Written exercise - Print the listing that follows, character for character.

Data excerpt -
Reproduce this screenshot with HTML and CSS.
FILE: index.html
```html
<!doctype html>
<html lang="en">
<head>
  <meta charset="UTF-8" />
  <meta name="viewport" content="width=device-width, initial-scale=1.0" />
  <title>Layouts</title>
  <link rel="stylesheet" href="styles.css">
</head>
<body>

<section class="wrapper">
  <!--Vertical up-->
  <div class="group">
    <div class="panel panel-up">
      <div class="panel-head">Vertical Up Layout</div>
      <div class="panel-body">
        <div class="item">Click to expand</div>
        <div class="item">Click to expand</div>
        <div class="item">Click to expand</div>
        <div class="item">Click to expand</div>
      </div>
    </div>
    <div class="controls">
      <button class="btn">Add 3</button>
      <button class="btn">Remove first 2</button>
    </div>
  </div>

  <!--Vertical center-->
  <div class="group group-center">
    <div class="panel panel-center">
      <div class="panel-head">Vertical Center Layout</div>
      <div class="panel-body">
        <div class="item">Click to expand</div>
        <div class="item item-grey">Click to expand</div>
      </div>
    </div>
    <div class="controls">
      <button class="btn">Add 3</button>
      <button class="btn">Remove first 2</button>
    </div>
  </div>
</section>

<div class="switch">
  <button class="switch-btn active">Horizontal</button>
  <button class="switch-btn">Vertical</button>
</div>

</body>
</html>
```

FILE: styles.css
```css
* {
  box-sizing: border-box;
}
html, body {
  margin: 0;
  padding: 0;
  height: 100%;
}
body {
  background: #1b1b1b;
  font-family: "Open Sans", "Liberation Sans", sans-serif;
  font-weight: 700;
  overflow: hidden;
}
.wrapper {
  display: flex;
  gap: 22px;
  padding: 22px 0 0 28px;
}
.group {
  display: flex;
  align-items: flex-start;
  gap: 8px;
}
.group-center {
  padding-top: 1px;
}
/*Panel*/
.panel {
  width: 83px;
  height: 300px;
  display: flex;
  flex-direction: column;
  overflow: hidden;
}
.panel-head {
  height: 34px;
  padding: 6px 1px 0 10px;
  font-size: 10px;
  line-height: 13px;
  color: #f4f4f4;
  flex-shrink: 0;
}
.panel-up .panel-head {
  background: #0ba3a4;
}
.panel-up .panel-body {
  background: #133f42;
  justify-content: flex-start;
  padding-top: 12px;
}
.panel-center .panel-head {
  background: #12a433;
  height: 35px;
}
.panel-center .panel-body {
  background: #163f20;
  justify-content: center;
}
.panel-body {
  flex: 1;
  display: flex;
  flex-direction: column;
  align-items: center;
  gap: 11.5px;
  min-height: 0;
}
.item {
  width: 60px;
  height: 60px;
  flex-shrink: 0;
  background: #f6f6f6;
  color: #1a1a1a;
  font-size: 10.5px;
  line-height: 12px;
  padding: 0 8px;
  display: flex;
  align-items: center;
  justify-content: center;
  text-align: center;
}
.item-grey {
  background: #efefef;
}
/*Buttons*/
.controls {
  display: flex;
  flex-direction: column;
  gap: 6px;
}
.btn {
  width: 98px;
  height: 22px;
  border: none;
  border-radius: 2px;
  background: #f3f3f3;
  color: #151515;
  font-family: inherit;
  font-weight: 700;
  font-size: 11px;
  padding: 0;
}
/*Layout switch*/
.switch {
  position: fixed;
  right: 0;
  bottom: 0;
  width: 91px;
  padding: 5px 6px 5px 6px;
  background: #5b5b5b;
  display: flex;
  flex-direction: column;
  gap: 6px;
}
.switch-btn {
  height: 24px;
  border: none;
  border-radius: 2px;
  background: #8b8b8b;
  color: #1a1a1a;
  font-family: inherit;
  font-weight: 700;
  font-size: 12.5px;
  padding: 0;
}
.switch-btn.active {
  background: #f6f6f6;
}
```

Answer below -
Reproduce this screenshot with HTML and CSS.
FILE: index.html
```html
<!doctype html>
<html lang="en">
<head>
  <meta charset="UTF-8" />
  <meta name="viewport" content="width=device-width, initial-scale=1.0" />
  <title>Layouts</title>
  <link rel="stylesheet" href="styles.css">
</head>
<body>

<section class="wrapper">
  <!--Vertical up-->
  <div class="group">
    <div class="panel panel-up">
      <div class="panel-head">Vertical Up Layout</div>
      <div class="panel-body">
        <div class="item">Click to expand</div>
        <div class="item">Click to expand</div>
        <div class="item">Click to expand</div>
        <div class="item">Click to expand</div>
      </div>
    </div>
    <div class="controls">
      <button class="btn">Add 3</button>
      <button class="btn">Remove first 2</button>
    </div>
  </div>

  <!--Vertical center-->
  <div class="group group-center">
    <div class="panel panel-center">
      <div class="panel-head">Vertical Center Layout</div>
      <div class="panel-body">
        <div class="item">Click to expand</div>
        <div class="item item-grey">Click to expand</div>
      </div>
    </div>
    <div class="controls">
      <button class="btn">Add 3</button>
      <button class="btn">Remove first 2</button>
    </div>
  </div>
</section>

<div class="switch">
  <button class="switch-btn active">Horizontal</button>
  <button class="switch-btn">Vertical</button>
</div>

</body>
</html>
```

FILE: styles.css
```css
* {
  box-sizing: border-box;
}
html, body {
  margin: 0;
  padding: 0;
  height: 100%;
}
body {
  background: #1b1b1b;
  font-family: "Open Sans", "Liberation Sans", sans-serif;
  font-weight: 700;
  overflow: hidden;
}
.wrapper {
  display: flex;
  gap: 22px;
  padding: 22px 0 0 28px;
}
.group {
  display: flex;
  align-items: flex-start;
  gap: 8px;
}
.group-center {
  padding-top: 1px;
}
/*Panel*/
.panel {
  width: 83px;
  height: 300px;
  display: flex;
  flex-direction: column;
  overflow: hidden;
}
.panel-head {
  height: 34px;
  padding: 6px 1px 0 10px;
  font-size: 10px;
  line-height: 13px;
  color: #f4f4f4;
  flex-shrink: 0;
}
.panel-up .panel-head {
  background: #0ba3a4;
}
.panel-up .panel-body {
  background: #133f42;
  justify-content: flex-start;
  padding-top: 12px;
}
.panel-center .panel-head {
  background: #12a433;
  height: 35px;
}
.panel-center .panel-body {
  background: #163f20;
  justify-content: center;
}
.panel-body {
  flex: 1;
  display: flex;
  flex-direction: column;
  align-items: center;
  gap: 11.5px;
  min-height: 0;
}
.item {
  width: 60px;
  height: 60px;
  flex-shrink: 0;
  background: #f6f6f6;
  color: #1a1a1a;
  font-size: 10.5px;
  line-height: 12px;
  padding: 0 8px;
  display: flex;
  align-items: center;
  justify-content: center;
  text-align: center;
}
.item-grey {
  background: #efefef;
}
/*Buttons*/
.controls {
  display: flex;
  flex-direction: column;
  gap: 6px;
}
.btn {
  width: 98px;
  height: 22px;
  border: none;
  border-radius: 2px;
  background: #f3f3f3;
  color: #151515;
  font-family: inherit;
  font-weight: 700;
  font-size: 11px;
  padding: 0;
}
/*Layout switch*/
.switch {
  position: fixed;
  right: 0;
  bottom: 0;
  width: 91px;
  padding: 5px 6px 5px 6px;
  background: #5b5b5b;
  display: flex;
  flex-direction: column;
  gap: 6px;
}
.switch-btn {
  height: 24px;
  border: none;
  border-radius: 2px;
  background: #8b8b8b;
  color: #1a1a1a;
  font-family: inherit;
  font-weight: 700;
  font-size: 12.5px;
  padding: 0;
}
.switch-btn.active {
  background: #f6f6f6;
}
```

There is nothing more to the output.